Danielle was fourteen like the other freshmen, and athletically gifted, captain of the girls’ JV volleyball team. He’d known about her for weeks, ever since he started the fall semester. Blonde and blue-eyed and genetically blessed, she was the focus of almost all the male freshmen attention. He shared two classes with her but had only chatted to her a handful of times, either asking to compare class notes or mentioning that they kept seeing each other around. Each time he’d only made conversation briefly, seemingly without any romantic interest. He’d also made a point to compliment her on her work, not her looks, just so she could experience something different from the usual ninth-grade desperation.
Slater had told him to do that.
You’re born with your looks, Slater had said. You can change your personality and intelligence with diligent work, so it means more to get complimented on something you actually have a say in.

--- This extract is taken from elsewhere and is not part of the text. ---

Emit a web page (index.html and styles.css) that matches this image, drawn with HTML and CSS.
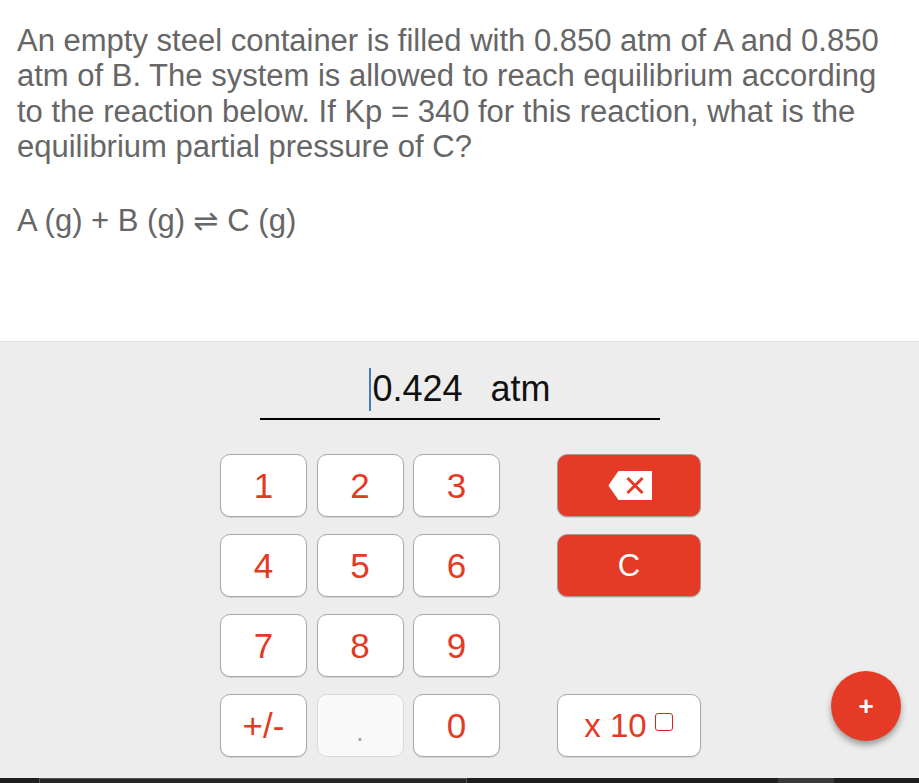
FILE: index.html
```html
<!DOCTYPE html>
<html lang="en">
<head>
<meta charset="utf-8">
<title>Equilibrium question</title>
<link rel="stylesheet" href="styles.css">
</head>
<body>
<div class="page">
  <section class="question">
    <p class="prompt">An empty steel container is filled with 0.850 atm of A and 0.850 atm of B. The system is allowed to reach equilibrium according to the reaction below. If Kp = 340 for this reaction, what is the equilibrium partial pressure of C?</p>
    <p class="equation">A (g) + B (g) <span class="arrow">⇌</span> C (g)</p>
  </section>
  <section class="keypad-panel">
    <div class="answer">
      <span class="caret"></span><span class="value">0.424</span><span class="unit">atm</span>
    </div>
    <div class="keys">
      <div class="digits">
        <button class="key">1</button>
        <button class="key">2</button>
        <button class="key">3</button>
        <button class="key">4</button>
        <button class="key">5</button>
        <button class="key">6</button>
        <button class="key">7</button>
        <button class="key">8</button>
        <button class="key">9</button>
        <button class="key">+/-</button>
        <button class="key key-disabled">.</button>
        <button class="key">0</button>
      </div>
      <div class="actions">
        <button class="action action-red">
          <svg class="backspace" viewBox="0 0 44 29" width="44" height="29" aria-hidden="true">
            <path d="M10.5 0H44V29H10.5L1 15.6a2 2 0 0 1 0-2.2Z" fill="#ffffff"/>
            <path d="M20.5 8L33.5 21M33.5 8L20.5 21" stroke="#e53b26" stroke-width="3" stroke-linecap="square" fill="none"/>
          </svg>
        </button>
        <button class="action action-red clear">C</button>
        <div class="action-spacer"></div>
        <button class="action exp">x 10<span class="exp-box"></span></button>
      </div>
    </div>
    <button class="fab">+</button>
  </section>
  <footer class="taskbar">
    <div class="task task-wide"></div>
    <div class="task task-small"></div>
  </footer>
</div>
</body>
</html>
```

FILE: styles.css
```css
html, body {
  margin: 0;
  padding: 0;
}

body {
  font-family: "Liberation Sans", Arial, "DejaVu Sans", sans-serif;
  background: #ededed;
}

.page {
  width: 919px;
  height: 783px;
  display: flex;
  flex-direction: column;
  overflow: hidden;
}

.question {
  background: #ffffff;
  height: 342px;
  box-sizing: border-box;
  padding: 23px 17px 0 17px;
  border-bottom: 1px solid #dedede;
  color: #666666;
  font-size: 31px;
  line-height: 35.4px;
}

.question p {
  margin: 0;
}

.equation {
  margin-top: 38px !important;
}

.arrow {
  font-family: "DejaVu Sans", sans-serif;
  font-size: 30px;
  line-height: 30px;
}

.keypad-panel {
  position: relative;
  flex: 1;
  background: #ededed;
  padding-top: 26px;
  display: flex;
  flex-direction: column;
  align-items: center;
}

.answer {
  width: 400px;
  height: 50px;
  border-bottom: 2px solid #000;
  display: flex;
  justify-content: center;
  align-items: flex-start;
  font-size: 36px;
  color: #111;
  line-height: 42px;
  margin-left: 1px;
}

.caret {
  display: inline-block;
  width: 2px;
  height: 43px;
  background: #3f7fc0;
  margin-right: 1px;
}

.unit {
  margin-left: 28px;
}

.keys {
  margin-top: 34px;
  display: flex;
  gap: 57px;
  margin-left: 2px;
}

.digits {
  display: grid;
  grid-template-columns: repeat(3, 87px);
  grid-auto-rows: 63px;
  column-gap: 9.5px;
  row-gap: 17px;
}

.key,
.action {
  font-family: "Liberation Sans", Arial, sans-serif;
  box-sizing: border-box;
  border: 1px solid #a8a8a8;
  border-radius: 10px;
  background: #ffffff;
  box-shadow: 0 1px 1px rgba(0, 0, 0, 0.12);
  padding: 0;
  margin: 0;
  display: flex;
  align-items: center;
  justify-content: center;
}

.key {
  color: #e33a24;
  font-size: 35px;
}

.key-disabled {
  background: #f9f9f9;
  border-color: #dadada;
  box-shadow: none;
  color: #a8a8a8;
  font-size: 28px;
  padding-top: 12px;
}

.actions {
  display: grid;
  grid-template-columns: 144px;
  grid-auto-rows: 63px;
  row-gap: 17px;
}

.action-red {
  background: #e53b26;
  border-color: #a89a98;
  color: #ffffff;
}

.backspace {
  display: block;
  margin-left: 1px;
}

.clear {
  font-size: 31px;
}

.exp {
  color: #e33a24;
  font-size: 33px;
  align-items: center;
  padding-right: 1px;
}

.exp-box {
  display: inline-block;
  width: 18px;
  height: 18px;
  box-sizing: border-box;
  border: 1.5px solid #ee1c1c;
  border-radius: 3px;
  margin-left: 8px;
  align-self: flex-start;
  margin-top: 18px;
}

.fab {
  position: absolute;
  left: 831px;
  top: 329px;
  width: 70px;
  height: 70px;
  border-radius: 50%;
  border: none;
  background: #e53b26;
  color: #ffffff;
  font-family: "Liberation Sans", Arial, sans-serif;
  font-size: 26px;
  font-weight: bold;
  line-height: 70px;
  padding: 0;
  box-shadow: 0 4px 6px rgba(0, 0, 0, 0.35);
}

.taskbar {
  height: 5px;
  background: #1f1f1f;
  display: flex;
  align-items: flex-start;
  flex-shrink: 0;
}

.task {
  height: 5px;
  box-sizing: border-box;
  background: #262626;
  border-top: 1px solid #555555;
}

.task-wide {
  margin-left: 39px;
  width: 428px;
  border-left: 1px solid #555;
  border-right: 1px solid #555;
}

.task-small {
  margin-left: 311px;
  width: 56px;
  background: #3a3a3a;
  border-top: none;
}
```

Tyrell had thought that was pretty much bullshit until today, last class of the day, when Danielle had brushed past him tapping away at his phone and hovered for a moment too long, until he looked up at her.
‘Your notes from last week were awesome,’ she’d said. ‘Thanks. You want a cheat sheet for Monday’s test?’
‘Sure.’
‘It’s a PDF.’
‘Right.’
He’d handed his phone over and she’d punched in her number and sent herself a text, giving it back with a half-smile. ‘I’ll send some stuff through.’
‘It don’t have to just be school-related,’ he’d said as she walked away.
That playful half-smile had remained on her face as she looked over her shoulder at him. ‘Might ask for workout tips.’
Now, as he rode the twenty miles home from Lexington to Winthrop — which took him a hair over an hour — he’d glanced down at his phone and read: There’s no PDF. Sorry. Just wanted your number.